• _Exercise task_:
Return the lines below exactly, from the first line to the line that contains "h-screen flex-col overflow-hidden". Leave out pictures.

• _Source data_:
★ ★ ★ ★ ★

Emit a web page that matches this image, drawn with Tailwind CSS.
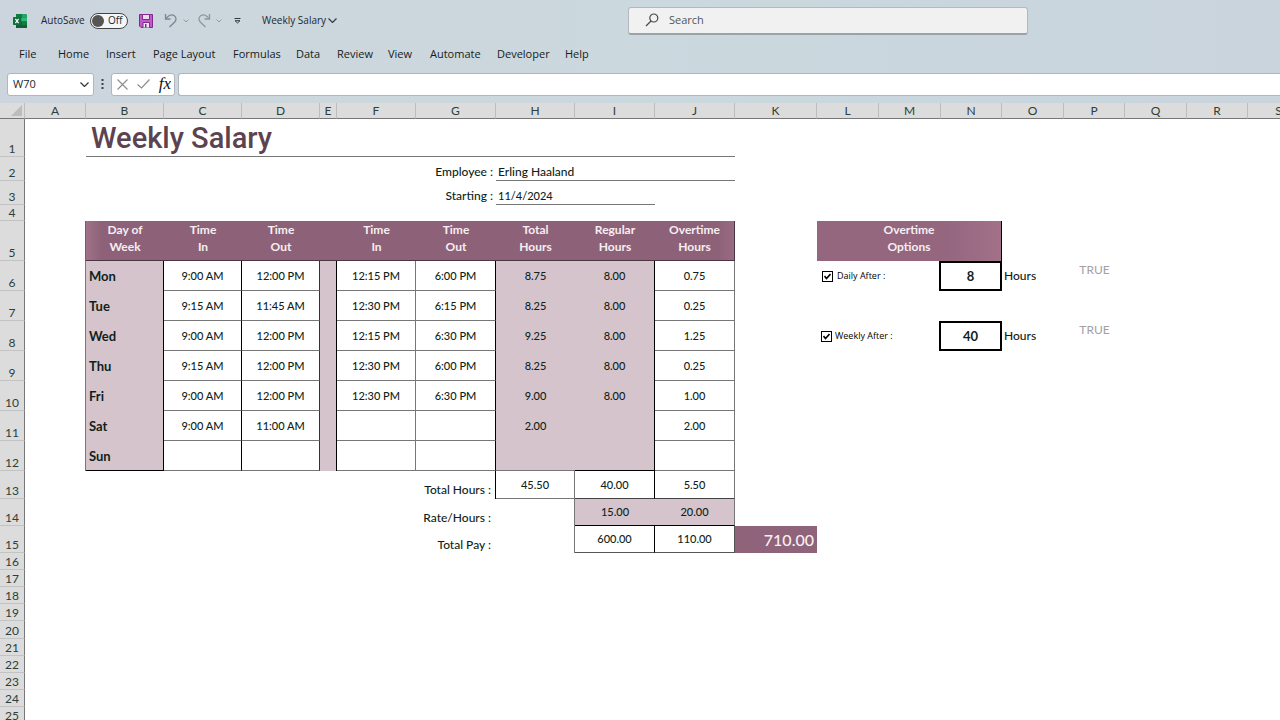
<!DOCTYPE html>
<html lang="en">
<head>
<meta charset="utf-8">
<meta name="viewport" content="width=device-width, initial-scale=1">
<title>Weekly Salary</title>
<script src="https://cdn.jsdelivr.net/npm/@tailwindcss/browser@4"></script>
</head>
<body class="flex h-screen flex-col overflow-hidden bg-white font-['Open_Sans',sans-serif] text-[11px] text-[#20282e]">

<header class="shrink-0 bg-linear-to-r from-[#ccd5dd] via-[#cbd8de] to-[#c9d4dd]">
  <!-- Title bar -->
  <div class="flex h-[41px] items-center">
    <svg class="ml-[13px] size-[14px] shrink-0" viewBox="0 0 14 14" role="img" aria-label="Excel">
      <rect x="3" y="0" width="11" height="14" rx="1" fill="#21a366"/>
      <path d="M3 0h6v4H3z" fill="#107c41"/><path d="M9 4h5v3.500H9z" fill="#2fb978"/><path d="M3 7.500h11V14H3z" fill="#185c37"/><path d="M9 7.500h5V11H9z" fill="#107c41"/>
      <rect x="0" y="3" width="8" height="8" rx=".8" fill="#0e6f3a"/>
      <path d="M2.400 4.800l3.200 4.400M5.600 4.800L2.400 9.200" stroke="#fff" stroke-width="1.200"/>
    </svg>
    <span id="autosave" class="ml-[14px] w-[49px] text-[10px]">AutoSave</span>
    <button type="button" role="switch" aria-checked="false" aria-labelledby="autosave" class="flex h-4 w-[38px] shrink-0 items-center gap-1 rounded-full border border-[#444] bg-[#f5f6f7] pl-px text-[10px]"><span class="size-3 rounded-full bg-[#555]"></span>Off</button>
    <button type="button" aria-label="Save" class="ml-[11px]">
      <svg class="size-[14px]" viewBox="0 0 14 14"><path d="M.5.5h13v13H2L.5 12z" fill="#bd5cc4" stroke="#83288e"/><path d="M3.500.5h7v5h-7z" fill="#eadcec" stroke="#83288e"/><path d="M4 13.500v-5h6.500v5" fill="#f2e6f3" stroke="#83288e"/><path d="M6 10h1.500v3.500H6z" fill="#83288e"/></svg>
    </button>
    <button type="button" aria-label="Undo" class="ml-[11px] flex items-center gap-[5px]">
      <svg class="h-[15px] w-[14px]" viewBox="0 0 14 15" fill="none" stroke="#7d868d" stroke-width="1.300"><path d="M1.500 1v5h5"/><path d="M1.800 5.800C4 2.800 7.500.9 10 2.500c2.700 1.700 2.500 4.800.5 6.800L5.500 14"/></svg>
      <svg class="h-[4px] w-[6px]" viewBox="0 0 6 4" fill="none" stroke="#949ca3"><path d="M.5.5L3 3 5.500.5"/></svg>
    </button>
    <button type="button" aria-label="Redo" class="ml-[8px] flex items-center gap-[5px]">
      <svg class="h-[15px] w-[14px]" viewBox="0 0 14 15" fill="none" stroke="#8e979d" stroke-width="1.300"><path d="M12.500 1v5h-5"/><path d="M12.200 5.800C10 2.800 6.500.9 4 2.500 1.300 4.200 1.500 7.300 3.500 9.300L8.500 14"/></svg>
      <svg class="h-[4px] w-[6px]" viewBox="0 0 6 4" fill="none" stroke="#949ca3"><path d="M.5.5L3 3 5.500.5"/></svg>
    </button>
    <button type="button" aria-label="Customize Quick Access Toolbar" class="ml-[12px]">
      <svg class="h-[6px] w-[7px]" viewBox="0 0 7 6" fill="none" stroke="#333b40"><path d="M.5.5h6M1 2.700l2.500 2.300L6 2.700z"/></svg>
    </button>
    <button type="button" class="ml-[21px] flex w-[75px] items-center justify-between whitespace-nowrap text-[10px]">Weekly Salary
      <svg class="h-[5px] w-[9px]" viewBox="0 0 9 5" fill="none" stroke="#333b40" stroke-width="1.200"><path d="M.5.5l4 4 4-4"/></svg>
    </button>
    <label class="ml-[291px] flex h-[28px] w-[400px] items-center gap-[10px] rounded-[3px] border border-b-2 border-[#b3b9be] border-b-[#9ca3a8] bg-[#f1f1f1] pl-4">
      <svg class="size-[14px] shrink-0" viewBox="0 0 14 14" fill="none" stroke="#43494e" stroke-width="1.200"><circle cx="8.800" cy="5" r="4"/><path d="M6 8L1 13"/></svg>
      <input type="search" aria-label="Search" placeholder="Search" class="w-full bg-transparent outline-none placeholder:text-[#50565b]">
    </label>
  </div>

  <!-- Ribbon tabs -->
  <nav class="flex h-[27px] items-center pl-[19px] text-[#161c20]">
    <a href="#" class="w-[39px]">File</a>
    <a href="#" class="w-[48px]">Home</a>
    <a href="#" class="w-[47px]">Insert</a>
    <a href="#" class="w-[80px] whitespace-nowrap">Page Layout</a>
    <a href="#" class="w-[63px]">Formulas</a>
    <a href="#" class="w-[41px]">Data</a>
    <a href="#" class="w-[51px]">Review</a>
    <a href="#" class="w-[42px]">View</a>
    <a href="#" class="w-[67px]">Automate</a>
    <a href="#" class="w-[68px]">Developer</a>
    <a href="#">Help</a>
  </nav>

  <!-- Formula bar -->
  <div class="flex h-[35px] items-center pb-1 pl-[7px] pt-px">
    <div class="flex h-[23px] w-[87px] items-center rounded-[3px] border border-[#b0b6bb] bg-white pl-[5px] pr-1">
      <input aria-label="Name box" value="W70" class="w-0 grow outline-none">
      <button type="button" aria-label="Open name list"><svg class="h-[5px] w-[9px]" viewBox="0 0 9 5" fill="none" stroke="#333" stroke-width="1.200"><path d="M.5.5l4 4 4-4"/></svg></button>
    </div>
    <svg class="mx-[7px] h-[10px] w-[3px]" viewBox="0 0 3 10" fill="#3c4246"><path d="M.5 0h2v2h-2zM.5 4h2v2h-2zM.5 8h2v2h-2z"/></svg>
    <div class="flex h-[23px] w-[64px] items-center justify-between rounded-[3px] border border-[#b0b6bb] bg-white pl-[5px] pr-[3px]">
      <button type="button" aria-label="Cancel"><svg class="size-[11px]" viewBox="0 0 11 11" stroke="#8c8c8c" stroke-width="1.100"><path d="M.5.5l10 10M10.500.5l-10 10"/></svg></button>
      <button type="button" aria-label="Enter"><svg class="h-[10px] w-[13px]" viewBox="0 0 13 10" fill="none" stroke="#8c8c8c" stroke-width="1.200"><path d="M.5 5.500l4 3.500L12.500.5"/></svg></button>
      <button type="button" aria-label="Insert function" class="font-['Liberation_Serif',serif] text-[17px] italic leading-4 text-[#111]">fx</button>
    </div>
    <input aria-label="Formula" class="ml-[3px] h-[23px] grow rounded-l-[3px] border border-r-0 border-[#b0b6bb] bg-white px-2 outline-none">
  </div>
</header>

<main class="grow overflow-hidden">
<table class="w-[1310px] table-fixed border-separate border-spacing-0 font-['Lato',sans-serif] text-[12px] font-medium leading-[14px] text-[#0f1f1a] [&_tbody_th[scope=row]]:border-b [&_tbody_th[scope=row]]:border-r [&_tbody_th[scope=row]]:border-b-[#c3c3c3] [&_tbody_th[scope=row]]:border-r-[#777] [&_tbody_th[scope=row]]:bg-[#dcdcdc] [&_tbody_th[scope=row]]:align-bottom [&_tbody_th[scope=row]]:font-normal [&_tbody_th[scope=row]]:text-[#2c4038] [&_td]:p-0 [&_th]:p-0">
  <colgroup>
    <col class="w-[25px]"><col class="w-[61px]"><col class="w-[78px]"><col class="w-[78px]"><col class="w-[78px]"><col class="w-[17px]"><col class="w-[79px]"><col class="w-[80px]"><col class="w-[79px]"><col class="w-[80px]"><col class="w-[80px]"><col class="w-[82px]"><col class="w-[62px]"><col class="w-[62px]"><col class="w-[61px]"><col class="w-[62px]"><col class="w-[61px]"><col class="w-[62px]"><col class="w-[61px]"><col class="w-[62px]">
  </colgroup>
  <thead>
    <tr class="h-4 [&>th]:border-b [&>th]:border-r [&>th]:border-b-[#777] [&>th]:border-r-[#bdbdbd] [&>th]:bg-[#dcdcdc] [&>th]:font-normal [&>th]:text-[#2c4038]">
      <th scope="col" aria-label="Select all"><svg class="ml-[11px] size-[11px]" viewBox="0 0 11 11" fill="#bcbcbc"><path d="M11 0v11H0z"/></svg></th>
      <th scope="col">A</th><th scope="col">B</th><th scope="col">C</th><th scope="col">D</th><th scope="col">E</th><th scope="col">F</th><th scope="col">G</th><th scope="col">H</th><th scope="col">I</th><th scope="col">J</th><th scope="col">K</th><th scope="col">L</th><th scope="col">M</th><th scope="col">N</th><th scope="col">O</th><th scope="col">P</th><th scope="col">Q</th><th scope="col">R</th><th scope="col">S</th>
    </tr>
  </thead>
  <tbody>
    <tr class="h-[38px]"><th scope="row">1</th><td></td><td colspan="9" class="border-b border-[#777]"><h1 class="pl-[5px] pt-px font-['Roboto',sans-serif] text-[29px] font-medium leading-[36px] text-[#5c4350]">Weekly Salary</h1></td></tr>
    <tr class="h-[24px]"><th scope="row">2</th><td colspan="5"></td><td colspan="2"><div class="pr-[3px] pt-[6px] text-right">Employee :</div></td><td colspan="3" class="border-b border-[#777]"><div class="pl-[2px] pt-[6px]">Erling Haaland</div></td></tr>
    <tr class="h-[24px]"><th scope="row">3</th><td colspan="5"></td><td colspan="2"><div class="pr-[3px] pt-[6px] text-right">Starting :</div></td><td colspan="2" class="border-b border-[#777]"><div class="pl-[2px] pt-[6px] text-[11px]">11/4/2024</div></td></tr>
    <tr class="h-4"><th scope="row">4</th></tr>
    <tr class="h-[40px] [&>td]:align-top [&>td]:text-center [&>td]:font-bold [&>td]:leading-[17px] [&>td]:text-[#f6eef2]">
      <th scope="row">5</th><td class="border-r border-[#666]"></td>
      <td class="border-b border-[#4a3540] bg-linear-to-r from-[#a0728a] to-[#8d6278] to-20%">Day of<br>Week</td>
      <td class="border-b border-[#4a3540] bg-[#8d6278]">Time<br>In</td>
      <td class="border-b border-[#4a3540] bg-[#8d6278]">Time<br>Out</td>
      <td class="border-b border-[#4a3540] bg-[#8d6278]"></td>
      <td class="border-b border-[#4a3540] bg-[#8d6278]">Time<br>In</td>
      <td class="border-b border-[#4a3540] bg-[#8d6278]">Time<br>Out</td>
      <td class="border-b border-[#4a3540] bg-[#8d6278]">Total<br>Hours</td>
      <td class="border-b border-[#4a3540] bg-[#8d6278]">Regular<br>Hours</td>
      <td class="border-b border-r border-[#4a3540] bg-linear-to-l from-[#9a6b83] to-[#8d6278] to-20%">Overtime<br>Hours</td>
      <td></td>
      <td colspan="3" class="border-r border-black bg-linear-to-r from-[#94677f] via-[#94677f] via-70% to-[#a27089]">Overtime<br>Options</td>
    </tr>
  </tbody>
  <tbody class="[&_td]:text-center [&_td]:align-middle [&_td]:text-[11px] [&_td:nth-child(2)]:border-r [&_td:nth-child(2)]:border-[#777] [&_td:nth-child(3)]:border-r [&_td:nth-child(3)]:border-black [&_td:nth-child(3)]:bg-[#d5c4cc] [&_td:nth-child(3)]:pl-[3px] [&_td:nth-child(3)]:text-left [&_td:nth-child(3)]:text-[13px] [&_td:nth-child(3)]:font-bold [&_td:nth-child(4)]:border-b [&_td:nth-child(4)]:border-r [&_td:nth-child(4)]:border-b-[#777] [&_td:nth-child(4)]:border-r-black [&_td:nth-child(5)]:border-b [&_td:nth-child(5)]:border-r [&_td:nth-child(5)]:border-b-[#777] [&_td:nth-child(5)]:border-r-[#333] [&_td:nth-child(6)]:border-r [&_td:nth-child(6)]:border-black [&_td:nth-child(6)]:bg-[#d5c4cc] [&_td:nth-child(7)]:border-b [&_td:nth-child(7)]:border-r [&_td:nth-child(7)]:border-[#777] [&_td:nth-child(8)]:border-b [&_td:nth-child(8)]:border-r [&_td:nth-child(8)]:border-b-[#777] [&_td:nth-child(8)]:border-r-black [&_td:nth-child(9)]:bg-[#d5c4cc] [&_td:nth-child(10)]:border-r [&_td:nth-child(10)]:border-black [&_td:nth-child(10)]:bg-[#d5c4cc] [&_td:nth-child(11)]:border-b [&_td:nth-child(11)]:border-r [&_td:nth-child(11)]:border-[#777]">
    <tr class="h-[30px]"><th scope="row">6</th><td></td><td>Mon</td><td>9:00 AM</td><td>12:00 PM</td><td></td><td>12:15 PM</td><td>6:00 PM</td><td>8.75</td><td>8.00</td><td>0.75</td><td></td>
      <td colspan="2" class="border-r-2 border-black"><label class="flex items-center gap-1 pl-[5px] font-['Open_Sans',sans-serif] text-[9px] text-black"><input type="checkbox" checked class="size-[11px] appearance-none border border-black bg-white"><svg class="pointer-events-none -ml-[13px] size-[7px]" viewBox="0 0 7 7" fill="none" stroke="#000" stroke-width="1.600"><path d="M.5 3l2 2.500L6.500 1"/></svg><span class="pl-[2px]">Daily After :</span></label></td>
      <td class="border-2 border-l-0 border-black"><span class="text-[13px] font-bold">8</span></td><td><div class="pl-[2px] text-left text-[12px]">Hours</div></td><td><div class="-mt-3 text-[12px] font-normal text-[#a3a0a3]">TRUE</div></td></tr>
    <tr class="h-[30px]"><th scope="row">7</th><td></td><td>Tue</td><td>9:15 AM</td><td>11:45 AM</td><td></td><td>12:30 PM</td><td>6:15 PM</td><td>8.25</td><td>8.00</td><td>0.25</td></tr>
    <tr class="h-[30px]"><th scope="row">8</th><td></td><td>Wed</td><td>9:00 AM</td><td>12:00 PM</td><td></td><td>12:15 PM</td><td>6:30 PM</td><td>9.25</td><td>8.00</td><td>1.25</td><td></td>
      <td colspan="2" class="border-r-2 border-black"><label class="flex items-center gap-1 pl-1 font-['Open_Sans',sans-serif] text-[9px] text-black"><input type="checkbox" checked class="size-[11px] appearance-none border border-black bg-white"><svg class="pointer-events-none -ml-[13px] size-[7px]" viewBox="0 0 7 7" fill="none" stroke="#000" stroke-width="1.600"><path d="M.5 3l2 2.500L6.500 1"/></svg><span class="pl-px">Weekly After :</span></label></td>
      <td class="border-2 border-l-0 border-black"><span class="text-[13px] font-bold">40</span></td><td><div class="pl-[2px] text-left text-[12px]">Hours</div></td><td><div class="-mt-3 text-[12px] font-normal text-[#a3a0a3]">TRUE</div></td></tr>
    <tr class="h-[30px]"><th scope="row">9</th><td></td><td>Thu</td><td>9:15 AM</td><td>12:00 PM</td><td></td><td>12:30 PM</td><td>6:00 PM</td><td>8.25</td><td>8.00</td><td>0.25</td></tr>
    <tr class="h-[30px]"><th scope="row">10</th><td></td><td>Fri</td><td>9:00 AM</td><td>12:00 PM</td><td></td><td>12:30 PM</td><td>6:30 PM</td><td>9.00</td><td>8.00</td><td>1.00</td></tr>
    <tr class="h-[30px]"><th scope="row">11</th><td></td><td>Sat</td><td>9:00 AM</td><td>11:00 AM</td><td></td><td></td><td></td><td>2.00</td><td></td><td>2.00</td></tr>
    <tr class="h-[30px]"><th scope="row">12</th><td></td><td class="border-b">Sun</td><td></td><td></td><td></td><td></td><td></td><td class="border-b border-[#777]"></td><td class="border-b"></td><td></td></tr>
  </tbody>
  <tbody class="[&_td]:text-center [&_td]:text-[11px]">
    <tr class="h-[28px]"><th scope="row">13</th><td colspan="5"></td><td colspan="2" class="border-r border-black"><div class="pr-1 pt-[10px] text-right text-[12px]">Total Hours :</div></td><td class="border-b border-r border-[#777]">45.50</td><td class="border-b border-r border-b-[#444] border-r-black">40.00</td><td class="border-b border-r border-b-[#444] border-r-[#777]">5.50</td></tr>
    <tr class="h-[27px]"><th scope="row">14</th><td colspan="5"></td><td colspan="2"><div class="pr-[5px] pt-[10px] text-right text-[12px]">Rate/Hours :</div></td><td class="border-r border-[#777]"></td><td class="border-b border-black bg-[#d5c4cc]">15.00</td><td class="border-b border-r border-b-black border-r-[#777] bg-[#d5c4cc]">20.00</td></tr>
    <tr class="h-[27px]"><th scope="row">15</th><td colspan="5"></td><td colspan="2"><div class="pr-[5px] pt-[10px] text-right text-[12px]">Total Pay :</div></td><td class="border-r border-[#777]"></td><td class="border-b border-r border-b-[#555] border-r-black">600.00</td><td class="border-b border-r border-[#555]">110.00</td><td class="bg-[#8f637a]"><div class="pr-[3px] text-right text-[16px] text-[#f8f0f4]">710.00</div></td></tr>
    <tr class="h-[17px]"><th scope="row">16</th></tr>
    <tr class="h-[17px]"><th scope="row">17</th></tr>
    <tr class="h-[17px]"><th scope="row">18</th></tr>
    <tr class="h-[17px]"><th scope="row">19</th></tr>
    <tr class="h-[18px]"><th scope="row">20</th></tr>
    <tr class="h-[17px]"><th scope="row">21</th></tr>
    <tr class="h-[17px]"><th scope="row">22</th></tr>
    <tr class="h-[17px]"><th scope="row">23</th></tr>
    <tr class="h-[17px]"><th scope="row">24</th></tr>
    <tr class="h-[17px]"><th scope="row">25</th></tr>
  </tbody>
</table>
</main>
</body>
</html>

★ ★ ★ ★ ★

• _Full output_:
Emit a web page that matches this image, drawn with Tailwind CSS.
<!DOCTYPE html>
<html lang="en">
<head>
<meta charset="utf-8">
<meta name="viewport" content="width=device-width, initial-scale=1">
<title>Weekly Salary</title>
<script src="https://cdn.jsdelivr.net/npm/@tailwindcss/browser@4"></script>
</head>
<body class="flex h-screen flex-col overflow-hidden bg-white font-['Open_Sans',sans-serif] text-[11px] text-[#20282e]">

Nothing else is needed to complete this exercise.